When healing a broken bone, it’s important to keep it protected, to keep it from harm’s way. This involves unlearning the ways you’ve used your body all your life. Where my leg had been supporting my weight for thirty-five years, now it was my turn to support my leg, to carry the weight on my own, to untwin it from my other leg. In many ways, it felt similar to learning how to be alone after being part of a couple for so long, to that process of carrying all of the weight myself.
*
Helen’s dual experiences in Sliding Doors are never quite explained; however, in both timelines, she eventually discovers her boyfriend’s infidelity, loses a baby, leaves him, and meets the man the movie leads you to believe is her soulmate. In essence: What will be, will be. The inevitable will happen, no matter what path you take to get there.
My husband and my friend moved in together to an apartment in the same neighborhood we’d lived in, weeks after I left the city. They got married a year later and moved across the country, taking the dog he and I had adopted together with them. They now have a son. I wonder if any of their new friends know how they met, that he was married before. I wonder if his son will ever find out. It is as though my existence is nothing more than a mistake, some fuck-up he made before he found his real life.
I wonder at this as I examine my current life—nearly six months after the accident, I can walk again, but pain hovers around the edges of my hours. I can’t run or go down stairs without holding on to the railing. I go to physical therapy twice a week. My right foot is still so swollen that some of my shoes don’t fit. It’s an adjustment from my pre-accident life, but it’s essentially the same as my life was before I moved to New York to be with the man I would eventually marry—I’m in Boston, working at the same company (where, luckily, I was able to get a new position after I was laid off), still single, still living with roommates.
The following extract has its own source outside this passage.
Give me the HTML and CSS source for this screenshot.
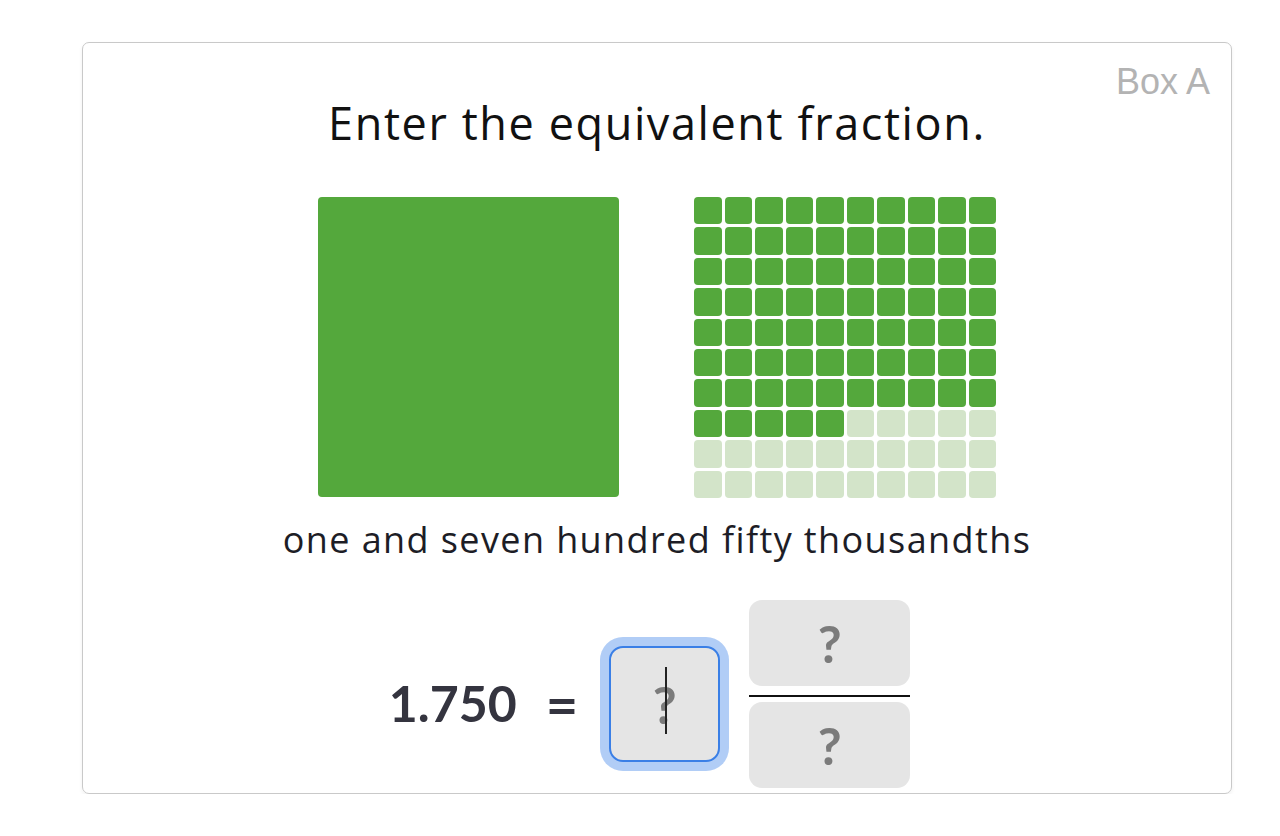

It is as though my marriage and life in New York was the alternate timeline, a brief interlude in what my real life was meant to be all along.
I think about what this past life has brought to my current life, beyond the longing for the kind of happiness I knew then and fear will never have again, an ache that is all pervasive but reaches its boiling point each year in the early weeks of December. Maybe there was no lesson in it at all, beyond understanding heartbreak. Or maybe I have those memories to show me there is no one destiny for anyone, no ready-made happy ending in store. Because no matter how many times I ask myself “what if?,” there is no answer. Life is complicated and messy, and it can change at any second—and that offers its own kind of hope.